Comparative Advertising and Its Implications
In its reasoning, the court also considered the concept of comparative advertising, which Plaintiff argued was present in the allegations against them. The court acknowledged that while comparative advertising could be actionable under certain circumstances, it typically requires that the accused party makes misrepresentations about both its own goods and those of competitors. In this case, however, the court found that the allegations did not assert that Plaintiff made false statements about 5-Hour Energy, but rather about its own product. Thus, the court concluded that the allegations concerning comparative advertising did not rise to the level of disparagement required to invoke coverage under the insurance policy. This clarification reinforced the court's position that the underlying complaint failed to establish any actionable claims of Advertising Injury.

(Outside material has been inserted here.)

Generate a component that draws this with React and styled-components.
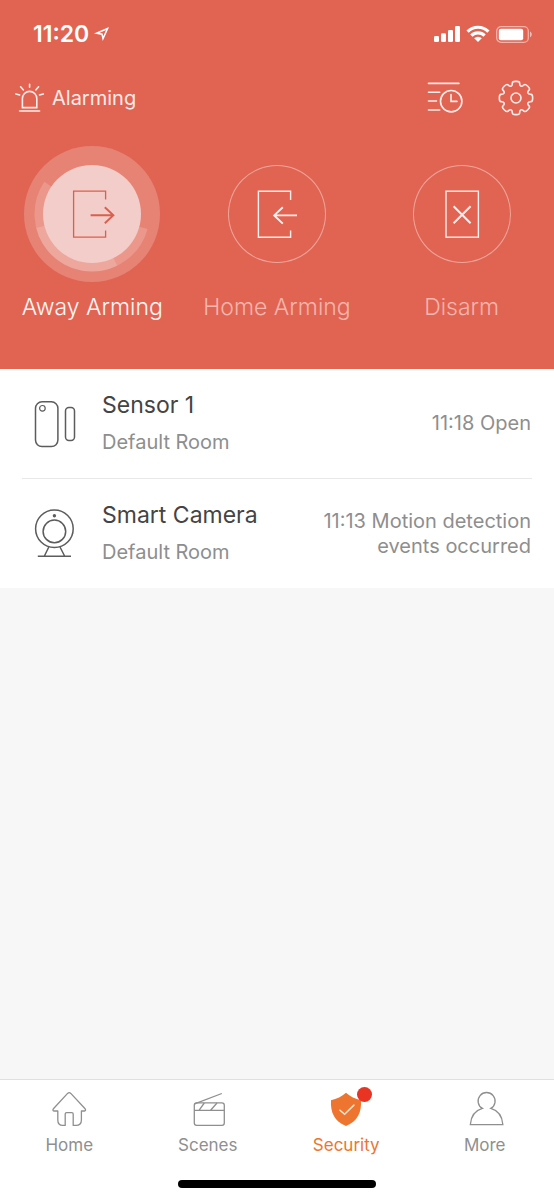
import React, { useState } from 'react'
import styled, { createGlobalStyle } from 'styled-components';

const GlobalStyle = createGlobalStyle`
  * {
    margin: 0;
    padding: 0;
    box-sizing: border-box;
  }
  body {
    font-family: Inter, "Liberation Sans", sans-serif;
    background-color: #f7f7f7;
  }
  button {
    font-family: inherit;
    color: inherit;
    background: none;
    border: none;
    cursor: pointer;
  }
  svg {
    display: block;
    flex-shrink: 0;
    fill: none;
    stroke: currentColor;
    overflow: visible;
  }
`;

// point on a circle, angle in degrees clockwise from the right
const polar = (c, r, deg) => {
  const a = (deg * Math.PI) / 180;
  return [c + r * Math.cos(a), c + r * Math.sin(a)];
};

const gearPath = () => {
  const pts = [];
  for (let i = 0; i < 8; i++) {
    const mid = i * 45;
    pts.push(polar(18, 13, mid - 17), polar(18, 17, mid - 12), polar(18, 17, mid + 12), polar(18, 13, mid + 17));
  }
  // round every corner with a short curve
  return pts.map((p, i) => {
    const prev = pts[(i + pts.length - 1) % pts.length];
    const next = pts[(i + 1) % pts.length];
    const a = [p[0] + (prev[0] - p[0]) * 0.4, p[1] + (prev[1] - p[1]) * 0.4];
    const b = [p[0] + (next[0] - p[0]) * 0.4, p[1] + (next[1] - p[1]) * 0.4];
    return `${i === 0 ? 'M' : 'L'}${a.join(' ')}Q${p.join(' ')} ${b.join(' ')}`;
  }).join('') + 'Z';
};

const arcPath = (r, from, to) =>
  `M${polar(68, r, from).join(' ')}A${r} ${r} 0 0 1 ${polar(68, r, to).join(' ')}`;

const LocationIcon = () => (
  <svg width="16" height="16" strokeWidth="1.5">
    <path d="M2.6 7.3 13.6 2.5 9 12.6 8 8.2Z" />
  </svg>
);

const SignalIcon = () => (
  <svg width="26" height="16">
    <g fill="currentColor" stroke="none">
      <rect x="0" y="10" width="5" height="6" rx="1.3" />
      <rect x="7" y="7.3" width="5" height="8.7" rx="1.3" />
      <rect x="14" y="4" width="5" height="12" rx="1.3" />
      <rect x="21" y="0" width="5" height="16" rx="1.3" />
    </g>
  </svg>
);

const WifiIcon = () => (
  <svg width="24" height="16" strokeWidth="3.2">
    <path d="M1.6 5.6a14.6 14.6 0 0 1 20.8 0" />
    <path d="M5.4 9.6a9.3 9.3 0 0 1 13.2 0" />
    <path d="M12 16 8.2 12.2a5.4 5.4 0 0 1 7.6 0Z" fill="currentColor" stroke="none" />
  </svg>
);

const BatteryIcon = () => (
  <svg width="36" height="17">
    <rect x="0.7" y="0.7" width="31.6" height="15.6" rx="4.4" strokeWidth="1.3" opacity="0.5" />
    <rect x="2.8" y="2.8" width="24.4" height="11.4" rx="2" fill="currentColor" stroke="none" />
    <path d="M34 5.6c2.4 1 2.4 4.8 0 5.8Z" fill="currentColor" stroke="none" opacity="0.55" />
  </svg>
);

const SirenIcon = () => (
  <svg width="30" height="30" strokeWidth="1.6" strokeLinecap="round">
    <path d="M7.4 24.6V15.6a7.2 7.2 0 0 1 14.4 0V24.6Z" />
    <path d="M4.6 28h20M14.6 1.2v3M5.6 3.8l2.8 3.2M23.6 3.8l-2.8 3.2M0.9 10.9l3.8 1M28.3 10.9l-3.8 1" />
  </svg>
);

const LogIcon = () => (
  <svg width="36" height="36" strokeWidth="1.6" strokeLinecap="round">
    <path d="M1.5 3.4h30.4M1.5 12.3h11.2M1.5 21h8M1.5 30h11.2" />
    <circle cx="24.2" cy="21.2" r="10.7" />
    <path d="M24 14.6v6.8h6" />
  </svg>
);

const GearIcon = () => (
  <svg width="36" height="36" strokeWidth="1.6">
    <path d={gearPath()} />
    <circle cx="18" cy="18" r="5" />
  </svg>
);

const AwayIcon = () => (
  <svg width="98" height="98" strokeWidth="1.3">
    <path d="M62.6 34.6V26.2H30.6V72.2H62.6V65.4" />
    <path d="M47.6 50.2h22.4M61.8 42.2l8.6 8-8.6 8" strokeWidth="1.9" />
  </svg>
);

const HomeArmIcon = () => (
  <svg width="98" height="98" strokeWidth="1.4">
    <path d="M62.6 35V26.2H30.4V72.2H62.6V65.4" />
    <path d="M69 50.4H46.4M54.8 42.200l-8.600 8.200 8.600 8.200" strokeWidth="1.9" />
  </svg>
);

const DisarmIcon = () => (
  <svg width="98" height="98" strokeWidth="1.4">
    <rect x="33" y="26.2" width="32.4" height="46" />
    <path d="M40.6 41.2l17 17M57.6 41.2l-17 17" strokeWidth="2" />
  </svg>
);

const SensorIcon = () => (
  <svg width="42" height="48" strokeWidth="1.5">
    <rect x="1.5" y="1.8" width="22.4" height="44.8" rx="6.5" />
    <circle cx="8.4" cy="8.3" r="2.8" strokeWidth="1.2" />
    <rect x="31.5" y="7.5" width="9" height="33" rx="3.4" />
  </svg>
);

const CameraIcon = () => (
  <svg width="42" height="48" strokeWidth="1.5">
    <circle cx="20.4" cy="18.8" r="18.8" />
    <circle cx="20.4" cy="21.4" r="11.3" />
    <circle cx="20.4" cy="5.8" r="1.7" fill="currentColor" stroke="none" />
    <path d="M14.8 37 10.4 46M26 37l4.6 9M3.8 46.2H37" />
  </svg>
);

const HomeIcon = () => (
  <svg width="34" height="34" strokeWidth="1.3" strokeLinejoin="round">
    <path d="M15.6 1.4 1.4 16.8c-.9 1.2-.5 2 .6 2.2H5.8V28c0 3.4 2 5.4 5 5.4H13.2V22c0-.9.5-1.4 1.4-1.4h5.2c.9 0 1.4.5 1.4 1.4V33.4H24c3.4 0 5.4-2 5.4-5.4V19H32.4c1.2-.2 1.5-1 .7-2.2L18.8 1.4c-1.100-1-2.100-1-3.200 0Z" />
  </svg>
);

const ScenesIcon = () => (
  <svg width="34" height="34" strokeWidth="1.3">
    <rect x="3.3" y="10.9" width="30" height="22.5" rx="2.4" />
    <path d="M3.3 18.3H33.3M3.6 11.8 30.8 1.5M13.3 11 8 18.3M26 11l-6.4 7.3" />
  </svg>
);

const ShieldIcon = () => (
  <svg width="34" height="34">
    <path d="M17 .8C13 4.6 7.6 6.9 2 8.2 1.2 20 5.4 29.4 17 34 28.6 29.4 32.8 20 32 8.2 26.4 6.9 21 4.6 17 .8Z" fill="currentColor" stroke="none" />
    <path d="M10.4 17.8l5.200 4.400 9.800-9.600" stroke="#fbe3d2" strokeWidth="1.5" />
  </svg>
);

const MoreIcon = () => (
  <svg width="34" height="34" strokeWidth="1.3">
    <path d="M14.4 16.4a8.5 8.5 0 1 1 8.4 0C29.8 18.400 34.300 24.600 34.900 32.700H2.300C2.900 24.600 7.400 18.400 14.400 16.400Z" />
  </svg>
);

const modes = [
  { id: 'away', label: 'Away Arming', Icon: AwayIcon },
  { id: 'home', label: 'Home Arming', Icon: HomeArmIcon },
  { id: 'disarm', label: 'Disarm', Icon: DisarmIcon },
];

const devices = [
  { id: 1, name: 'Sensor 1', room: 'Default Room', status: '11:18 Open', Icon: SensorIcon },
  { id: 2, name: 'Smart Camera', room: 'Default Room', status: '11:13 Motion detection events occurred', Icon: CameraIcon },
];

const tabs = [
  { id: 'home', label: 'Home', Icon: HomeIcon },
  { id: 'scenes', label: 'Scenes', Icon: ScenesIcon },
  { id: 'security', label: 'Security', Icon: ShieldIcon, badge: true },
  { id: 'more', label: 'More', Icon: MoreIcon },
];

const App = () => {
  const [mode, setMode] = useState('away');
  const [tab, setTab] = useState('security');

  return (
    <Page>
      <GlobalStyle />
      <Header>
        <StatusBar>
          <Time>11:20</Time>
          <LocationIcon />
          <StatusIcons>
            <SignalIcon />
            <WifiIcon />
            <BatteryIcon />
          </StatusIcons>
        </StatusBar>

        <Toolbar>
          <SirenIcon />
          <State>Alarming</State>
          <IconButton aria-label="Log"><LogIcon /></IconButton>
          <IconButton aria-label="Settings"><GearIcon /></IconButton>
        </Toolbar>

        <Modes>
          {modes.map(({ id, label, Icon }) => (
            <ModeButton key={id} $active={mode === id} onClick={() => setMode(id)}>
              <Dial $active={mode === id}>
                {mode === id ? (
                  <Glow>
                    <circle cx="68" cy="68" r="68" fill="#fff" fillOpacity="0.2" stroke="none" />
                    <path d={arcPath(52.5, 15, 166)} />
                    <path d={arcPath(52.5, 64, 214)} />
                  </Glow>
                ) : null}
                <Disc $active={mode === id}><Icon /></Disc>
              </Dial>
              <span>{label}</span>
            </ModeButton>
          ))}
        </Modes>
      </Header>

      <DeviceList>
        {devices.map(({ id, name, room, status, Icon }) => (
          <Device key={id}>
            <Icon />
            <DeviceText>
              <h2>{name}</h2>
              <p>{room}</p>
            </DeviceText>
            <DeviceStatus>{status}</DeviceStatus>
          </Device>
        ))}
      </DeviceList>

      <TabBar>
        <Tabs>
          {tabs.map(({ id, label, Icon, badge }) => (
            <Tab key={id} href={`#${id}`} $active={tab === id} onClick={() => setTab(id)}>
              <TabIcon>
                <Icon />
                {badge ? <Badge /> : null}
              </TabIcon>
              {label}
            </Tab>
          ))}
        </Tabs>
        <HomeIndicator />
      </TabBar>
    </Page>
  )
}

const Page = styled.div`
  min-height: 100vh;
  display: flex;
  flex-direction: column;
`;

const Header = styled.header`
  background-color: #e16453;
  color: #fff;
  padding-bottom: 47px;
`;

const StatusBar = styled.div`
  height: 68px;
  padding: 0 22px 0 33px;
  display: flex;
  align-items: center;
`;

const Time = styled.time`
  font-size: 23px;
  font-weight: 600;
  margin-right: 5px;
`;

const StatusIcons = styled.div`
  display: flex;
  align-items: center;
  gap: 6px;
  margin-left: auto;
`;

const Toolbar = styled.div`
  height: 60px;
  padding: 0 20px 0 15px;
  display: flex;
  align-items: center;
  color: #fcebe8;
`;

const State = styled.h1`
  flex: 1;
  margin-left: 7px;
  font-size: 20px;
  font-weight: 400;
`;

const IconButton = styled.button`
  margin-left: 35px;
`;

const Modes = styled.div`
  display: grid;
  grid-template-columns: repeat(3, 1fr);
  padding-top: 37px;
`;

const ModeButton = styled.button`
  display: flex;
  flex-direction: column;
  align-items: center;
  gap: 29px;
  font-size: 23px;
  font-weight: 300;
  line-height: 30px;
  color: ${({ $active }) => ($active ? '#fff6f5' : '#f3b5ad')};
`;

const Dial = styled.span`
  position: relative;
  color: ${({ $active }) => ($active ? '#d9604f' : '#fdeeec')};
`;

const Glow = styled.svg`
  position: absolute;
  top: -19px;
  left: -19px;
  width: 136px;
  height: 136px;
  stroke: #fff;
  stroke-opacity: 0.16;
  stroke-width: 10px;
`;

const Disc = styled.span`
  position: relative;
  display: block;
  width: 98px;
  height: 98px;
  border-radius: 50%;
  background-color: ${({ $active }) => ($active ? '#f3cdc9' : 'transparent')};
  box-shadow: ${({ $active }) => ($active ? 'none' : 'inset 0 0 0 1px #efa59b')};
`;

const DeviceList = styled.ul`
  flex: 1;
  list-style: none;
`;

const Device = styled.li`
  display: flex;
  align-items: center;
  padding: 22px 23px 22px 34px;
  background-color: #fff;
  color: #5c5c5c;

  & + & {
    border-top: 1px solid transparent;
    background: linear-gradient(#e8e8e8, #e8e8e8) 22px 0 / calc(100% - 44px) 1px no-repeat border-box, #fff;
  }
`;

const DeviceText = styled.div`
  flex: 1;
  margin-left: 26px;

  h2 {
    font-size: 23px;
    font-weight: 400;
    line-height: 28px;
    color: #444;
  }
  p {
    margin-top: 10px;
    font-size: 20px;
    line-height: 27px;
    color: #8e8e8e;
  }
`;

const DeviceStatus = styled.p`
  max-width: 240px;
  font-size: 20px;
  line-height: 25px;
  text-align: right;
  color: #8e8e8e;
`;

const TabBar = styled.nav`
  position: sticky;
  bottom: 0;
  background-color: #fff;
  border-top: 1px solid #e0e0e0;
  padding: 12px 0;
`;

const Tabs = styled.div`
  display: grid;
  grid-template-columns: repeat(4, 1fr);
`;

const Tab = styled.a`
  display: flex;
  flex-direction: column;
  align-items: center;
  gap: 7px;
  font-size: 17px;
  line-height: 24px;
  text-decoration: none;
  color: ${({ $active }) => ($active ? '#ee752f' : '#8f8f8f')};
`;

const TabIcon = styled.span`
  position: relative;
`;

const Badge = styled.span`
  position: absolute;
  top: -5px;
  right: -9px;
  width: 15px;
  height: 15px;
  border-radius: 50%;
  background-color: #e93323;
`;

const HomeIndicator = styled.div`
  width: 198px;
  height: 8px;
  margin: 23px auto 0;
  border-radius: 4px;
  background-color: #000;
`;

export default App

Conclusion on Duty to Defend
Ultimately, the court held that Defendant Evanston Insurance Company did not have a duty to defend Plaintiff in the Michigan lawsuit. It reasoned that since the allegations in the underlying complaint did not constitute an Advertising Injury as defined in the insurance policy, Defendant was not obligated to provide coverage. The court found no need to address the relevant exclusions within the policy because the lack of coverage was sufficient to negate any duty to defend. Moreover, the court dismissed Plaintiff's claims for breach of contract and bad faith, concluding that these claims could not survive in the absence of a duty to defend. This decision underscored the court's strict adherence to the definitions and requirements set forth in the insurance policy and Pennsylvania law regarding disparagement and advertising injuries.